Even with strong planning, emergencies will arise. Emergency change gates and after-action reviews keep urgency from bypassing discipline entirely. Emergency changes allow deviation from normal review paths to restore service or contain incidents quickly, but they still require documentation, limited approval, and post-implementation validation. After the fact, the team must record what was changed, why it was urgent, and what permanent measures will prevent recurrence. For instance, applying a hotfix to stop an outage is justified, but skipping post-mortem review is not. Emergency change governance protects agility without sacrificing accountability.
Link tickets to commits, builds, and deployments so each change remains traceable from request to execution. Ticketing systems capture the rationale and approval, while version control commits and build pipelines record the technical steps. This linkage creates an unbroken evidence chain connecting business intent to technical reality. For example, a ticket explaining “enable audit logging in service X” should reference the code commit where the configuration changed and the pipeline job that deployed it. Traceability prevents mystery modifications and simplifies audits. When tickets, commits, and builds tell the same story, governance becomes automatic and credible.
Always validate in staging before production to catch issues early. A staging or pre-production environment mirrors production closely enough to reveal functional, security, and performance impacts without harming operations. Automated tests, vulnerability scans, and configuration drift checks should confirm that changes behave as expected. For example, a database patch might install cleanly in staging but expose dependency mismatches visible only under real workloads. Detecting those issues before release saves downtime and credibility. Staging is the rehearsal space where mistakes cost time, not trust. Skipping it trades convenience for chaos.
Document rollback procedures and success criteria before implementation begins. A good rollback plan defines how to revert, how long it takes, and what signals trigger activation. Success criteria describe what “done” looks like—measurable outcomes that prove the change achieved its goal without side effects. For example, success for a configuration tweak might mean system stability within expected performance metrics after two hours of monitoring. Documenting both rollback and success in advance ensures clarity under pressure. When trouble strikes, the team does not improvise; it executes a plan already tested and approved.
Record approvers, timestamps, and rationales for every change. These details create the formal audit trail that demonstrates control operation. Each record should show who assessed, who approved, and when implementation occurred, alongside a brief justification. This history builds confidence during audits and post-incident reviews. For instance, if a service outage occurs, investigators can trace the exact decision path leading to the deployment. A timestamped rationale transforms memory into fact. The act of recording reinforces thoughtful action—knowing a change will be documented encourages diligence before execution. Transparency drives accountability.

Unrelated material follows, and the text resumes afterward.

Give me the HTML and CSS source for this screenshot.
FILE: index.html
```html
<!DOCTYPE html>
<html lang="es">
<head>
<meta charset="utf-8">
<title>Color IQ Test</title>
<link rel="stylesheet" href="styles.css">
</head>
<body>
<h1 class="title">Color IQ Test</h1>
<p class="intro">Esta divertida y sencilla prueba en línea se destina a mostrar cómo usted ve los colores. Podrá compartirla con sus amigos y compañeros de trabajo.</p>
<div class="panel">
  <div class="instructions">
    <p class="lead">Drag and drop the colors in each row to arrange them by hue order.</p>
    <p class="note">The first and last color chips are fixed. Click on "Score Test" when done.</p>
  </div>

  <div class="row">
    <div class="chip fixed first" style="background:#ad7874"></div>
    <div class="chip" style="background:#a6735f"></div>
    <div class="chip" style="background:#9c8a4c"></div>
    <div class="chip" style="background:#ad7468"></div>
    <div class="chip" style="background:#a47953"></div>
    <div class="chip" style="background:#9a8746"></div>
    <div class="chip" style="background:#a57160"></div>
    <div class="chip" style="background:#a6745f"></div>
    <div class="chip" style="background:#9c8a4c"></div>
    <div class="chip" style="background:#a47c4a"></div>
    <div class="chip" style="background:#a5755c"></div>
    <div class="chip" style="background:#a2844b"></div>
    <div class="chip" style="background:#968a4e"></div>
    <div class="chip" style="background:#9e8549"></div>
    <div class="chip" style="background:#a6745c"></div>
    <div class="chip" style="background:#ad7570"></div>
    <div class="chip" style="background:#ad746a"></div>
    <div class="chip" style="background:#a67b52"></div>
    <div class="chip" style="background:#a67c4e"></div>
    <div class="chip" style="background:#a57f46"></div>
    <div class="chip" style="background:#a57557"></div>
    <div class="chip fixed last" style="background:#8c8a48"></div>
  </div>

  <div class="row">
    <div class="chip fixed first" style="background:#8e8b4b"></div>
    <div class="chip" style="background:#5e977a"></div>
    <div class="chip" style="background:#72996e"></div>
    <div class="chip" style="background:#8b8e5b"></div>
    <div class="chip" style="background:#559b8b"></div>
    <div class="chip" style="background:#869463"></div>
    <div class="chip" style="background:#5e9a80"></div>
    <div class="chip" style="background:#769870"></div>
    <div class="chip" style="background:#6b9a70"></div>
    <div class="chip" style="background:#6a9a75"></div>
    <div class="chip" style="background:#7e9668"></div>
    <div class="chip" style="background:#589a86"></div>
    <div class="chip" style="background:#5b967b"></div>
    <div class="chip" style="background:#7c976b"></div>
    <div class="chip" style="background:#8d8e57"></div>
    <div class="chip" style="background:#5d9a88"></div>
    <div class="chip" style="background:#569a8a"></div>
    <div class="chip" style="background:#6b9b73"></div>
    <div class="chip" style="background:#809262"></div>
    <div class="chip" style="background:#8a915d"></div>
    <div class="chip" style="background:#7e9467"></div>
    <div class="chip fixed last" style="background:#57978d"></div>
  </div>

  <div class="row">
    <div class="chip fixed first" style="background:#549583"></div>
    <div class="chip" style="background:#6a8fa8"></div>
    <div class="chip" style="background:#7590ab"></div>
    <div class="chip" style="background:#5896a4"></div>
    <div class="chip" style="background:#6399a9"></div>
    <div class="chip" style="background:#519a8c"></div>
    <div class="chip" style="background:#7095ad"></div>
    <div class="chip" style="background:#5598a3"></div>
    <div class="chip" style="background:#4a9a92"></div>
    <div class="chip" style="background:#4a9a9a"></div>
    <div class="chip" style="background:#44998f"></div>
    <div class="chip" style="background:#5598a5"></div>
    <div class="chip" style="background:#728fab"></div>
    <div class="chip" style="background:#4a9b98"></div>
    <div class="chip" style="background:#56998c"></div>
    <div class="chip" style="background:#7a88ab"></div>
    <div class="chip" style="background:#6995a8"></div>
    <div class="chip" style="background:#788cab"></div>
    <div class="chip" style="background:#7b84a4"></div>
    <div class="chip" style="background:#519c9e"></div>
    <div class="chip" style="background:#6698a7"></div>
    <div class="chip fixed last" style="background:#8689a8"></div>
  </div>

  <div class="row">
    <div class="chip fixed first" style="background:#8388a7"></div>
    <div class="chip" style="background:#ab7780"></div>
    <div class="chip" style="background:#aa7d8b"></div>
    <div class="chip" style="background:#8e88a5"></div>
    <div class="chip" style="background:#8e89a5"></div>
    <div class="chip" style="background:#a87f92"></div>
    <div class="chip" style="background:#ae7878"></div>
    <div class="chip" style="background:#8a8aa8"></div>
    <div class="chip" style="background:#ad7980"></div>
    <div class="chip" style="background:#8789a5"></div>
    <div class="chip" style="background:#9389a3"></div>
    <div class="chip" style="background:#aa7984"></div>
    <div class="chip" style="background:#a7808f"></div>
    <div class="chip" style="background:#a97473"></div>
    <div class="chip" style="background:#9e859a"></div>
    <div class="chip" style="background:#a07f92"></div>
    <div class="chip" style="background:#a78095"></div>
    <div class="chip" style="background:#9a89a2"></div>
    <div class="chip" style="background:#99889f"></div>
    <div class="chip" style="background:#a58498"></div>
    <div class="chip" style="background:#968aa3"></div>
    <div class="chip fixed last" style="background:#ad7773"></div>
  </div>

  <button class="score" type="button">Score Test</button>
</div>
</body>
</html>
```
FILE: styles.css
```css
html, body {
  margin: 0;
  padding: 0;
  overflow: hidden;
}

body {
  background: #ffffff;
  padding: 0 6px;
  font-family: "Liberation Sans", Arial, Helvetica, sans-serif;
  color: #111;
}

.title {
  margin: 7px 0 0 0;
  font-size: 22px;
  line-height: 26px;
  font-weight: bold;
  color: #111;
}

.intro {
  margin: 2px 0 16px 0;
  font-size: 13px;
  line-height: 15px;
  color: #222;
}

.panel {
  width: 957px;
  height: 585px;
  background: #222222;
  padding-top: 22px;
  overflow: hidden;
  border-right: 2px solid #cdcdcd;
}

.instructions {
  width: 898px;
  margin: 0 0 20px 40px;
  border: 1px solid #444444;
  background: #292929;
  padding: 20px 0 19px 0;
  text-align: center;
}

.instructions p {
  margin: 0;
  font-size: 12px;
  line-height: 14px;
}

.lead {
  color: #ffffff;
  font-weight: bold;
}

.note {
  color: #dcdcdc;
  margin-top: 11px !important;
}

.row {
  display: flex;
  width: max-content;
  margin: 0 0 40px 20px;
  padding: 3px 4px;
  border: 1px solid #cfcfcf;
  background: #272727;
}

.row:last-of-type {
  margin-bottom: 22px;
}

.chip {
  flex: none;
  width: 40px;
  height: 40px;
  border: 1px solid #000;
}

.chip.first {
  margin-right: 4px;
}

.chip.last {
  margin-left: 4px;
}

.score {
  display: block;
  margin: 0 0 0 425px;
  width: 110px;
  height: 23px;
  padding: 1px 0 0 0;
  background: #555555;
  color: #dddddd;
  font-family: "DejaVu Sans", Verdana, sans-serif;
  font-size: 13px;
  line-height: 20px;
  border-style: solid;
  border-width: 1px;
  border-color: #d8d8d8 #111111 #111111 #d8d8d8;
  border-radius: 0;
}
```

Monitor change windows and freezes to manage timing risk. Change windows define when modifications are allowed, usually during low-traffic periods; freezes suspend changes during critical business events or high-risk seasons. Automated enforcement in scheduling tools prevents accidental violations. For example, a financial institution may enforce a change freeze during quarterly reporting to protect stability. Monitoring adherence ensures that even authorized changes respect business rhythm. Timing controls do not stop work—they coordinate it with operational safety and customer confidence in mind. Structured timing complements technical precision.
Evidence for CM-3 comes from exports of pipelines, ticketing systems, and approval workflows. These records show how requests, reviews, and implementations occur in practice. Pipeline logs demonstrate technical execution; tickets show authorization; workflow exports connect them chronologically. Together, they prove the process is not only defined but followed. Producing evidence should be effortless if automation supports change control properly. If gathering it feels manual, improvement opportunities remain. Evidence transforms trust from assumption into verification, the hallmark of mature change governance.

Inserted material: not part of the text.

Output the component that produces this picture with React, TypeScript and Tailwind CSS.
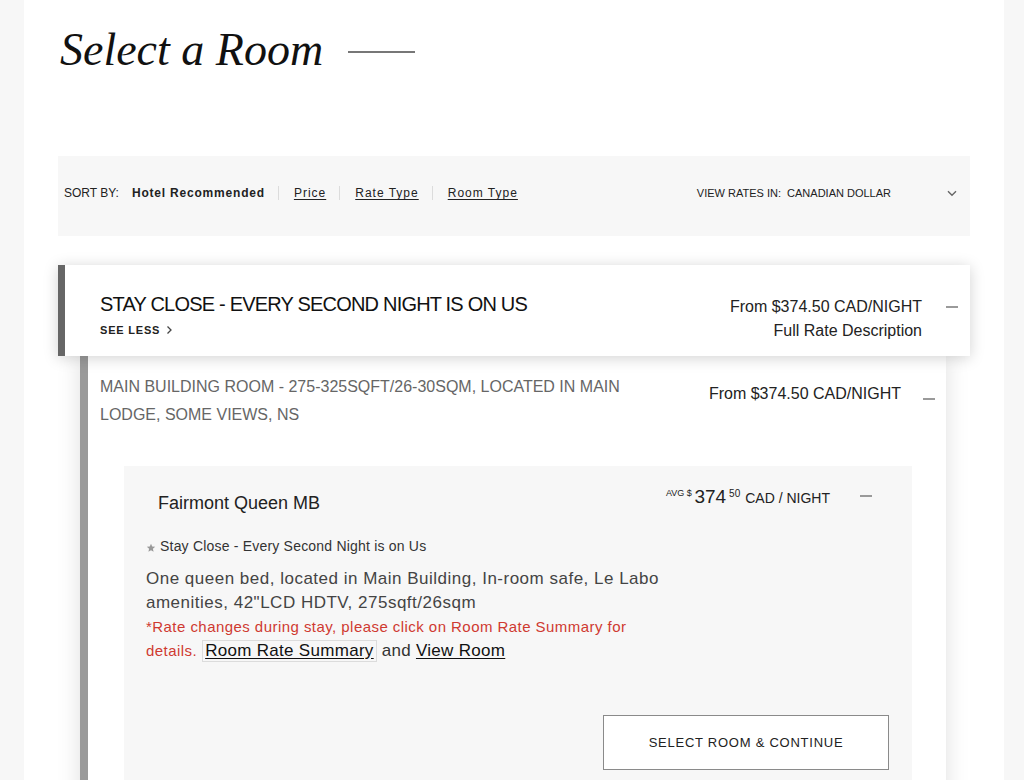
import React from "react";

function Minus({ className = "" }: { className?: string }) {
  return <div className={"w-[12px] h-[2px] bg-[#9a9a9a] shrink-0 " + className} />;
}

export default function App() {
  return (
    <div className="min-h-screen bg-[#f7f7f7] font-['Liberation_Sans',Arial,sans-serif] text-[#222]">
      <div className="ml-[24px] w-[980px] bg-white min-h-[1000px] px-[34px]">
        {/* Title */}
        <div className="pt-[22px] flex items-center gap-[25px]">
          <h1 className="ml-[2px] font-['Liberation_Serif',serif] italic text-[46px] leading-[56px] text-[#111]">
            Select a Room
          </h1>
          <div className="w-[67px] h-[2px] bg-[#777] mt-[4px]" />
        </div>

        {/* Sort bar */}
        <div className="mt-[78px] h-[80px] bg-[#f7f7f7] flex items-center justify-between pl-[6px] pr-[13px] pb-[6px]">
          <div className="flex items-center text-[12px] text-[#222]">
            <span>SORT BY:</span>
            <span className="ml-[13px] font-bold tracking-[0.8px]">Hotel Recommended</span>
            <span className="ml-[13px] mr-[15px] w-px h-[14px] bg-[#dcdcdc]" />
            <span className="underline underline-offset-2 tracking-[1px]">Price</span>
            <span className="ml-[13px] mr-[15px] w-px h-[14px] bg-[#dcdcdc]" />
            <span className="underline underline-offset-2 tracking-[1px]">Rate Type</span>
            <span className="ml-[13px] mr-[15px] w-px h-[14px] bg-[#dcdcdc]" />
            <span className="underline underline-offset-2 tracking-[1px]">Room Type</span>
          </div>
          <div className="flex items-center text-[11px] text-[#222]">
            <span className="whitespace-pre">VIEW RATES IN:  CANADIAN DOLLAR</span>
            <svg className="ml-[56px]" width="10" height="7" viewBox="0 0 10 7" fill="none">
              <path d="M1 1.2l4 4 4-4" stroke="#666" strokeWidth="1.4" />
            </svg>
          </div>
        </div>

        {/* Offer header card */}
        <div className="relative z-10 mt-[29px] h-[91px] bg-white border-l-[7px] border-[#666] shadow-[0_2px_14px_rgba(0,0,0,0.18)] flex justify-between pl-[35px] pr-[12px]">
          <div className="pt-[26px]">
            <div className="text-[20px] leading-[26px] tracking-[-0.8px] text-[#111]">
              STAY CLOSE - EVERY SECOND NIGHT IS ON US
            </div>
            <div className="mt-[6px] flex items-center text-[11px] leading-[14px] font-bold tracking-[0.8px] text-[#222]">
              SEE LESS
              <svg className="ml-[6px]" width="7" height="10" viewBox="0 0 7 10" fill="none">
                <path d="M1.5 1.5l3.5 3.5-3.5 3.5" stroke="#444" strokeWidth="1.3" />
              </svg>
            </div>
          </div>
          <div className="pt-[30px] flex gap-[24px]">
            <div className="text-right text-[16px] leading-[24px] text-[#222]">
              <div>From $374.50 CAD/NIGHT</div>
              <div>Full Rate Description</div>
            </div>
            <Minus className="mt-[11px]" />
          </div>
        </div>

        {/* Room card */}
        <div className="ml-[22px] mr-[24px] border-l-[8px] border-[#9a9a9a] bg-white shadow-[0_0_22px_rgba(0,0,0,0.13)] pl-[12px] pr-[11px] pt-[17px] pb-[60px]">
          <div className="flex justify-between">
            <div className="w-[560px] text-[16px] leading-[28px] text-[#666]">
              MAIN BUILDING ROOM - 275-325SQFT/26-30SQM, LOCATED IN MAIN LODGE, SOME VIEWS, NS
            </div>
            <div className="flex mt-[9px] gap-[22px]">
              <div className="text-[16px] leading-[24px] text-[#222]">From $374.50 CAD/NIGHT</div>
              <Minus className="mt-[16px]" />
            </div>
          </div>

          {/* Rate card */}
          <div className="mt-[37px] ml-[24px] mr-[23px] bg-[#f7f7f7] pl-[22px] pr-[23px] pt-[25px] pb-[60px]">
            <div className="flex justify-between items-start">
              <div className="ml-[12px] text-[18px] leading-[24px] text-[#222]">Fairmont Queen MB</div>
              <div className="flex items-center mr-[17px]">
                <div className="text-[#222] leading-[24px] whitespace-nowrap mt-[-10px]">
                  <span className="text-[9px] align-[7px]">AVG $ </span>
                  <span className="text-[19px]">374</span>
                  <span className="text-[10px] align-[6px] ml-[3px]">50</span>
                  <span className="text-[14px] ml-[5px]">CAD / NIGHT</span>
                </div>
                <Minus className="ml-[30px] mt-[-10px]" />
              </div>
            </div>

            <div className="mt-[21px] flex items-center text-[14px] leading-[20px] tracking-[0.2px] text-[#333]">
              <svg width="10" height="10" viewBox="0 0 24 24" className="mr-[4px] mt-[3px]">
                <path d="M12 2l2.9 6.6 7.1.6-5.4 4.7 1.6 7-6.2-3.7-6.2 3.7 1.6-7L2 9.2l7.1-.6z" fill="#999" />
              </svg>
              Stay Close - Every Second Night is on Us
            </div>

            <div className="mt-[11px] w-[525px] text-[17px] leading-[24px] text-[#444] tracking-[0.5px]">
              One queen bed, located in Main Building, In-room safe, Le Labo amenities, 42"LCD HDTV, 275sqft/26sqm
            </div>
            <div className="text-[15px] leading-[24px] text-[#cf3a31] tracking-[0.45px]">
              *Rate changes during stay, please click on Room Rate Summary for
            </div>
            <div className="flex items-center h-[23px]">
              <span className="text-[15px] leading-[20px] text-[#cf3a31] tracking-[0.45px]">details.</span>
              <span className="ml-[5px] leading-[20px] text-[17px] text-[#111] underline underline-offset-2 border border-[#dcdcdc] px-[2px] tracking-[0.3px]">
                Room Rate Summary
              </span>
              <span className="ml-[5px] leading-[20px] text-[17px] text-[#333] tracking-[0.3px]">and</span>
              <span className="ml-[5px] leading-[20px] text-[17px] text-[#111] underline underline-offset-2 tracking-[0.3px]">View Room</span>
            </div>

            <div className="mt-[53px] flex justify-end">
              <button className="w-[286px] h-[55px] bg-white border border-[#8a8a8a] text-[13px] tracking-[0.75px] text-[#222]">
                SELECT ROOM &amp; CONTINUE
              </button>
            </div>
          </div>
        </div>
      </div>
    </div>
  );
}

Exceptions, waivers, and compensating controls must be formally governed. Occasionally, a change may require deviation from standard procedure—perhaps due to vendor-imposed timing or contractual constraints. In such cases, document the justification, approval, and expiration. Apply compensating measures like enhanced monitoring or rapid post-deployment review. For example, deploying an urgent regulatory patch without full testing might be approved with a twenty-four-hour monitoring window and automatic rollback trigger. Structured flexibility turns exception into managed variance rather than uncontrolled risk. Rules with safe escape valves sustain compliance without rigidity.
Metrics keep the program honest. Track change failure rate, mean time to approval, and lead time from request to completion. Declining failure rates show process maturity; excessive lead times may indicate overburdened governance. For instance, if the team sees most successful changes moving within targeted windows while only a small percentage require rollback, balance has been achieved. Metrics turn anecdote into insight, guiding refinements and justifying automation investments. Continuous measurement ensures that control effectiveness improves with each cycle rather than eroding under habit.

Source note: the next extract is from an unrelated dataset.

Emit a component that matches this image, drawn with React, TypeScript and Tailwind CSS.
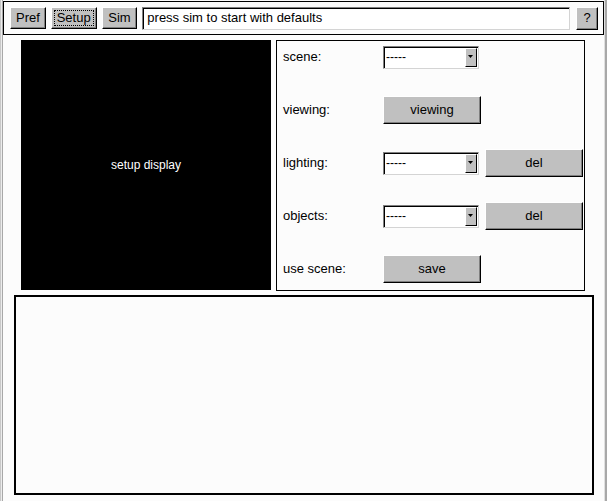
import React from "react";

const font = { fontFamily: '"Liberation Sans", Arial, sans-serif' };

function Btn({ children, w, h = 22, focus = false }: { children: React.ReactNode; w: string; h?: number; focus?: boolean }) {
  return (
    <div
      className={`${w} relative flex items-center justify-center bg-[#c0c0c0] border border-t-white border-l-white border-b-black border-r-black shadow-[inset_-1px_-1px_0_#808080] text-[13px] text-black`}
      style={{ height: h }}
    >
      {focus && <div className="absolute inset-[2px] border border-dotted border-black" />}
      <span className="relative">{children}</span>
    </div>
  );
}

function Select() {
  return (
    <div className="w-[96px] h-[23px] flex bg-white border border-t-[#808080] border-l-[#808080] border-b-[#d4d4d4] border-r-[#d4d4d4] shadow-[inset_1px_1px_0_#000]">
      <div className="flex-1 flex items-center pl-[2px] text-[12px] text-black leading-none">-----</div>
      <div className="w-[12px] h-[19px] mt-[1px] mr-[1px] bg-[#c0c0c0] border border-t-white border-l-white border-b-black border-r-black flex items-center justify-center">
        <svg width="6" height="4" viewBox="0 0 6 4"><path d="M0 0h5L2.5 3z" fill="#000" /></svg>
      </div>
    </div>
  );
}

function Row({ label, children }: { label: string; children?: React.ReactNode }) {
  return (
    <div className="h-[30px] flex items-center">
      <div className="w-[106px] pl-[6px] text-[13px] text-black">{label}</div>
      <div className="flex items-center gap-[6px]">{children}</div>
    </div>
  );
}

export default function App() {
  return (
    <div className="w-[607px] h-[501px] bg-[#fcfcfc] flex overflow-hidden" style={font}>
      <div className="w-[3px] h-full flex">
        <div className="w-[1px] bg-[#c8c8c8]" />
        <div className="w-[1px] bg-[#ececec]" />
        <div className="w-[1px] bg-[#a8a8a8]" />
      </div>
      <div className="w-[601px] flex flex-col">
        <div className="mt-[1px] h-[34px] border border-black flex items-center pl-[6px] pr-[5px]">
          <Btn w="w-[36px]">Pref</Btn>
          <div className="w-[5px]" />
          <Btn w="w-[46px]" focus>Setup</Btn>
          <div className="w-[5px]" />
          <Btn w="w-[36px]">Sim</Btn>
          <div className="w-[5px]" />
          <div className="w-[430px] h-[23px] bg-white border border-t-[#808080] border-l-[#808080] border-b-[#d4d4d4] border-r-[#d4d4d4] shadow-[inset_1px_1px_0_#000] flex items-center pl-[4px] text-[13px] text-black">
            press sim to start with defaults
          </div>
          <div className="w-[6px]" />
          <Btn w="w-[22px]" h={23}>?</Btn>
        </div>
        <div className="mt-[5px] flex ml-[18px] gap-[5px]">
          <div className="w-[250px] h-[250px] bg-black flex items-center justify-center text-white text-[12px]">
            setup display
          </div>
          <div className="w-[309px] h-[251px] border border-black pt-[1px] flex flex-col gap-[23px]">
            <Row label="scene:"><Select /></Row>
            <Row label="viewing:"><Btn w="w-[98px]" h={28}>viewing</Btn></Row>
            <Row label="lighting:"><Select /><Btn w="w-[98px]" h={28}>del</Btn></Row>
            <Row label="objects:"><Select /><Btn w="w-[98px]" h={28}>del</Btn></Row>
            <Row label="use scene:"><Btn w="w-[98px]" h={28}>save</Btn></Row>
          </div>
        </div>
        <div className="mt-[4px] ml-[11px] w-[580px] h-[200px] border-2 border-black bg-[#fcfcfc]" />
      </div>
      <div className="w-[3px] h-full flex">
        <div className="w-[1px] bg-[#e0e0e0]" />
        <div className="w-[2px] bg-[#a8a8a8]" />
      </div>
    </div>
  );
}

In the end, disciplined and auditable change flow defines operational maturity. CM-3 ensures that modifications—routine or urgent—follow transparent, repeatable paths grounded in risk awareness. When changes link to tickets, approvals, and evidence, surprises fade and accountability grows. Security thrives where change is controlled, not constrained. A well-run change process delivers stability and speed together, proving that precision and agility can coexist. In the rhythm of modern operations, discipline is not the enemy of innovation; it is the framework that allows innovation to last.